BEGIN
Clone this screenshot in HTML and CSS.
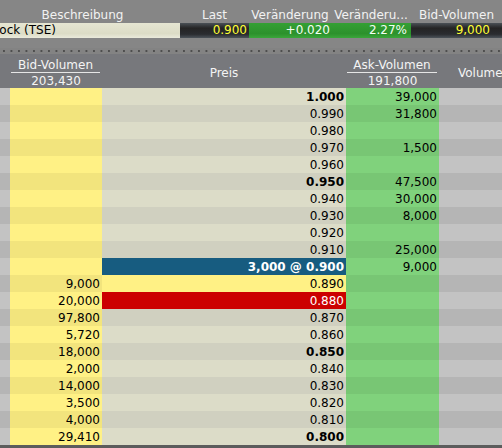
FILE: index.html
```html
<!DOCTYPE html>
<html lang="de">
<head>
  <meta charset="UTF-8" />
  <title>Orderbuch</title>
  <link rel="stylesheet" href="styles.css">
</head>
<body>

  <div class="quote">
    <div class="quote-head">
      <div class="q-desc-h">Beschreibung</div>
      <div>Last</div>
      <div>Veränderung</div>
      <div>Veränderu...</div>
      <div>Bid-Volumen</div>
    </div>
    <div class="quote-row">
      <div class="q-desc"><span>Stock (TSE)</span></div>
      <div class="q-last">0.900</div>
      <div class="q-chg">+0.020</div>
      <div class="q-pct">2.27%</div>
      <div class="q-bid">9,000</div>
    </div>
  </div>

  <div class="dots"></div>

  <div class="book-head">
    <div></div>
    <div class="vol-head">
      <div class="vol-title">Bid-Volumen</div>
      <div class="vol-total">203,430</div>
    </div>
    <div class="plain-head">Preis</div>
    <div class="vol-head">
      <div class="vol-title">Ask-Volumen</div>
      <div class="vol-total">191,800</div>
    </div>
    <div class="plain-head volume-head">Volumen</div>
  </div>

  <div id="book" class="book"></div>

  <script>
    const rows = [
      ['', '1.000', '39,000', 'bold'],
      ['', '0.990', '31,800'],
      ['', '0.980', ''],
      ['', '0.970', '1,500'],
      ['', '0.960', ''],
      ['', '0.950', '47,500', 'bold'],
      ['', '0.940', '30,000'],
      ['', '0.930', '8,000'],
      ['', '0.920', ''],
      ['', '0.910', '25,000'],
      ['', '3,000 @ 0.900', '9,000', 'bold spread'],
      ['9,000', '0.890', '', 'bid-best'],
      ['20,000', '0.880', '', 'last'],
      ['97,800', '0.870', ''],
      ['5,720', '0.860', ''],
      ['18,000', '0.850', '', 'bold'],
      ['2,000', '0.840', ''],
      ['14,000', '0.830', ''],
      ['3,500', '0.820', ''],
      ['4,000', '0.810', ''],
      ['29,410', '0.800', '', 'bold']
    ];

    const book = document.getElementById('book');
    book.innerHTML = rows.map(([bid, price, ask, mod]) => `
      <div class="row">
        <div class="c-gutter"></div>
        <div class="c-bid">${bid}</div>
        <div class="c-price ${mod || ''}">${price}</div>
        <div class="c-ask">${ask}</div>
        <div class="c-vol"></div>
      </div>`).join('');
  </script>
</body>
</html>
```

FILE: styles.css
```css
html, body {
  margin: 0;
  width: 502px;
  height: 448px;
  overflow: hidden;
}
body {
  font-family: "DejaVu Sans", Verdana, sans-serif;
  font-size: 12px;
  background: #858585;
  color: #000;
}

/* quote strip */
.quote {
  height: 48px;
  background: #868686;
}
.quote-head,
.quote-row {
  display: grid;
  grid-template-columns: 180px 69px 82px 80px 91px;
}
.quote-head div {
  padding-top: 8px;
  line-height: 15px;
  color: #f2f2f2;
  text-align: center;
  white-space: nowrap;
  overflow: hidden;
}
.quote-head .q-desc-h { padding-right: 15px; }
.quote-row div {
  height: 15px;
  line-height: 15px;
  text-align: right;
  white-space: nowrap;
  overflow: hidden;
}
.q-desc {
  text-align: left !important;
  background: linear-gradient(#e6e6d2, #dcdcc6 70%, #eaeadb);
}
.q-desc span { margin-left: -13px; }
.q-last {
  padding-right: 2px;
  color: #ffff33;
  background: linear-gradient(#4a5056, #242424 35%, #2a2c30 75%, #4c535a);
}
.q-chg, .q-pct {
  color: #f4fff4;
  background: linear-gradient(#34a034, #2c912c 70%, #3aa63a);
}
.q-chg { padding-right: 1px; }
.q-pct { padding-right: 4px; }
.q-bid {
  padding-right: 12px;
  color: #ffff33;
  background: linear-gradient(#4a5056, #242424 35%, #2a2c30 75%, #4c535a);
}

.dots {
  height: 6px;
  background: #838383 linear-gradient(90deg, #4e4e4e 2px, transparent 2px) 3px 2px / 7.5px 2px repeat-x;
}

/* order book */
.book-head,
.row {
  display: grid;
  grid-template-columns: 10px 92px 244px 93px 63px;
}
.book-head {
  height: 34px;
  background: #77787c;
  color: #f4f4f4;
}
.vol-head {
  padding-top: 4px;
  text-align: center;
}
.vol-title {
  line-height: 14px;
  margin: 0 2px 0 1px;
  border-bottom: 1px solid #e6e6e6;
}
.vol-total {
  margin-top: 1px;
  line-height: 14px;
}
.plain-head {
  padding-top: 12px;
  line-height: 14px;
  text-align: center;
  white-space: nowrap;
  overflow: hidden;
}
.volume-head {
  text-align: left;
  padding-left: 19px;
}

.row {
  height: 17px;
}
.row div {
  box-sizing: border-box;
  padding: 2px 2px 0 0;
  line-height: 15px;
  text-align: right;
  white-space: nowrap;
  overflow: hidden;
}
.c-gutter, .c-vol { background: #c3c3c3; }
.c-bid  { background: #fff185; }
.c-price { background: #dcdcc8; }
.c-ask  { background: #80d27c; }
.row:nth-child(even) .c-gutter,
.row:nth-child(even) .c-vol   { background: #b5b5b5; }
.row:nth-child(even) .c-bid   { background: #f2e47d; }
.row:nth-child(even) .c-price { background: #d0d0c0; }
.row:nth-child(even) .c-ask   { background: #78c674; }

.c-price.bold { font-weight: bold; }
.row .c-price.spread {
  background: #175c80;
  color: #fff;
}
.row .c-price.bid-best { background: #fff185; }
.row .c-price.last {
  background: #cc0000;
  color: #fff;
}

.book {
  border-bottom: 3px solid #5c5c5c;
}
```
END
BEGIN
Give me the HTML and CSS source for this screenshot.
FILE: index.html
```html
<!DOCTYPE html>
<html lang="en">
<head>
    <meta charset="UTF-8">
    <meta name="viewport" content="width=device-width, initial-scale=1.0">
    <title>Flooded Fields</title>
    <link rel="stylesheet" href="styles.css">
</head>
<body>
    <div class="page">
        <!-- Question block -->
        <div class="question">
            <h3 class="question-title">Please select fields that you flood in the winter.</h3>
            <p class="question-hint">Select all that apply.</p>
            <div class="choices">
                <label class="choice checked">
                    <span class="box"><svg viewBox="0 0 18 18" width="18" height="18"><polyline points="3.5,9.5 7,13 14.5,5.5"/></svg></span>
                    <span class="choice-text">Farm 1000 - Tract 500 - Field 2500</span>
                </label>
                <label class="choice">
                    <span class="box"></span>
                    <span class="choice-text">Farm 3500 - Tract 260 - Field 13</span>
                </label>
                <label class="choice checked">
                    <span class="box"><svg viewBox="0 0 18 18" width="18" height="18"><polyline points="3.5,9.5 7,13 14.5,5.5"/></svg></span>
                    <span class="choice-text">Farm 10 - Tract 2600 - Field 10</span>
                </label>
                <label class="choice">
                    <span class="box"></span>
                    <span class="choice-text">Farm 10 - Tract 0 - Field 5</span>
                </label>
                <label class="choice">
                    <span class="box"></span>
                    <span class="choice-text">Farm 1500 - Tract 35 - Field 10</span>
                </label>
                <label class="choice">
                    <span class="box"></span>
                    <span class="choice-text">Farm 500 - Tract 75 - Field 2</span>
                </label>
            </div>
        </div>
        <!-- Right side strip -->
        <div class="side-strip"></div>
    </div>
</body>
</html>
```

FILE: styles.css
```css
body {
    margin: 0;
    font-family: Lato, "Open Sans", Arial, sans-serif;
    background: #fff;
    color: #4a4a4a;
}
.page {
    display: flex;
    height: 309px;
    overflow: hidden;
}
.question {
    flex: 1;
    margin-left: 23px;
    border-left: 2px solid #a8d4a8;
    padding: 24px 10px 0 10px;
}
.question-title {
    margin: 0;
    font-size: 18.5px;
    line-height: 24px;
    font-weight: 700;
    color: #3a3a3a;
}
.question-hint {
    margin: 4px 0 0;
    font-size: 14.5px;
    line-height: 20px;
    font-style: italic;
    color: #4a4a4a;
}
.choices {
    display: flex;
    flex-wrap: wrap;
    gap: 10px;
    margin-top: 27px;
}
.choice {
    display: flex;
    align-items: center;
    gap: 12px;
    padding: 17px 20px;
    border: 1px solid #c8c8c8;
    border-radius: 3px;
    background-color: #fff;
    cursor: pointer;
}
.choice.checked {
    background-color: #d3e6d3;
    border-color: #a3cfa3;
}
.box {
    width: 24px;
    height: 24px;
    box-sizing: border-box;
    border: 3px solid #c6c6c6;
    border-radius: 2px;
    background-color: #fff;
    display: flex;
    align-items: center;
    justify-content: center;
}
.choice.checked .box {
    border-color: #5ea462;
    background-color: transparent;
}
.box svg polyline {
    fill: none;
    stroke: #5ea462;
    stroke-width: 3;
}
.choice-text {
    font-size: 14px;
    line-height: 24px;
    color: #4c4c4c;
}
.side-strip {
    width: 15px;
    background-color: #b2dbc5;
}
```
END
BEGIN
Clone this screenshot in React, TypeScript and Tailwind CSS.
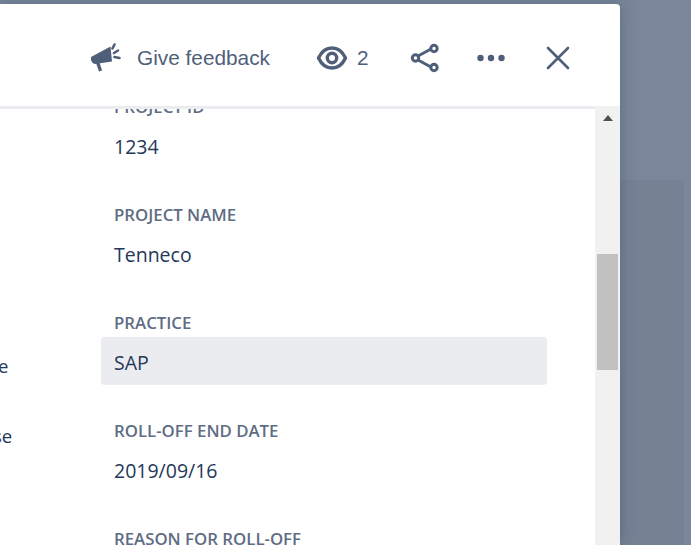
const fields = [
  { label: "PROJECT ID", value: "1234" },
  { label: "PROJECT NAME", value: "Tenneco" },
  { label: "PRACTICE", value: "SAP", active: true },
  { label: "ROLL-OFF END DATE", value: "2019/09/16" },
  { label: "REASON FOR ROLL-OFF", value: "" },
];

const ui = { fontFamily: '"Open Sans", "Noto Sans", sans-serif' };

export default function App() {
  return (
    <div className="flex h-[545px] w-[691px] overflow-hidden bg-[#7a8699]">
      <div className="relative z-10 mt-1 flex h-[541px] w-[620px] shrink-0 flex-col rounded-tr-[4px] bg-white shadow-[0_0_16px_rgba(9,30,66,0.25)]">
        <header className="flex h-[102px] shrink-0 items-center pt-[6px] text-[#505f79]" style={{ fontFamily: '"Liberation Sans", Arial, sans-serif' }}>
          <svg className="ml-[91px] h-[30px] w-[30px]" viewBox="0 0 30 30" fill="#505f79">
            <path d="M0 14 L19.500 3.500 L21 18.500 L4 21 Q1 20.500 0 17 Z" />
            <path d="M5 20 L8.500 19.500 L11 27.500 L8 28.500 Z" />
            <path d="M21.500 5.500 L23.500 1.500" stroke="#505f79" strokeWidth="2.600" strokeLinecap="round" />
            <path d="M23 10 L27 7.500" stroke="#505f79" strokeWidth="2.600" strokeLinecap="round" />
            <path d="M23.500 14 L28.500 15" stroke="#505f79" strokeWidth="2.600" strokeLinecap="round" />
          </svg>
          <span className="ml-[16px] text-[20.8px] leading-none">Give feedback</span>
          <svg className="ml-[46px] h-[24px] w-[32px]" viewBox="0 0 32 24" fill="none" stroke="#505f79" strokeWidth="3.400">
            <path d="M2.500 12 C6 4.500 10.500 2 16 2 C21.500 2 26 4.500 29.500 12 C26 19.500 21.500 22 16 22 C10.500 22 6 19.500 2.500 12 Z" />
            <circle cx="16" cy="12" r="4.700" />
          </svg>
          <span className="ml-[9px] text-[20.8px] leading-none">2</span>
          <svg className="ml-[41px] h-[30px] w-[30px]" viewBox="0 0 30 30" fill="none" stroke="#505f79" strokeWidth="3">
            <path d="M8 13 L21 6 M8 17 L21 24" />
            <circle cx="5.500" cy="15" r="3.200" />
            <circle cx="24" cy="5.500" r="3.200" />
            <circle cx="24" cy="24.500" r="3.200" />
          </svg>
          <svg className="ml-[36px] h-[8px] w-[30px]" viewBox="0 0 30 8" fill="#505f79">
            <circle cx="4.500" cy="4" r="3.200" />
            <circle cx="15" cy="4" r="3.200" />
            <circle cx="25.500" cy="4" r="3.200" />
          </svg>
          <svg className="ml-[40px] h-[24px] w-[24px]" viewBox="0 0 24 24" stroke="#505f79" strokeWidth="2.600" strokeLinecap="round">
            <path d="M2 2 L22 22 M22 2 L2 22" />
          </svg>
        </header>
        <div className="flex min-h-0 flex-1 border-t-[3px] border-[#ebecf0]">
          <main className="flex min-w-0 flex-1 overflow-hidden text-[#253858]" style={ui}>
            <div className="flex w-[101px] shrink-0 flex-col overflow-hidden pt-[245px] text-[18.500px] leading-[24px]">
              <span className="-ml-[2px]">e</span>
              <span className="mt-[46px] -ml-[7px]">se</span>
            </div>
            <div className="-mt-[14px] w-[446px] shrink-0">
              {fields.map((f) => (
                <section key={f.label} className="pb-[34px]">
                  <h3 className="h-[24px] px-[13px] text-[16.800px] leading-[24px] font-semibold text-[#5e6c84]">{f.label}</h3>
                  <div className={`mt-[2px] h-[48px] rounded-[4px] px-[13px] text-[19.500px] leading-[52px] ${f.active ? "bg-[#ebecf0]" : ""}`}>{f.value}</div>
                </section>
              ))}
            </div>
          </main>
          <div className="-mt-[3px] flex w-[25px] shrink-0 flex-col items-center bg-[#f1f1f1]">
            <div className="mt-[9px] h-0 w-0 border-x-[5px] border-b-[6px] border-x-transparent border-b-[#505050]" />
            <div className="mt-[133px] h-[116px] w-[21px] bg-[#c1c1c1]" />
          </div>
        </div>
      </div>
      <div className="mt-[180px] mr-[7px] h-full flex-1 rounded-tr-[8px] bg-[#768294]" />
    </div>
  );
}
END
What is the number of lines in the listing that include the word "this"? Give that number and nothing else.

**TASK RESULT**: 3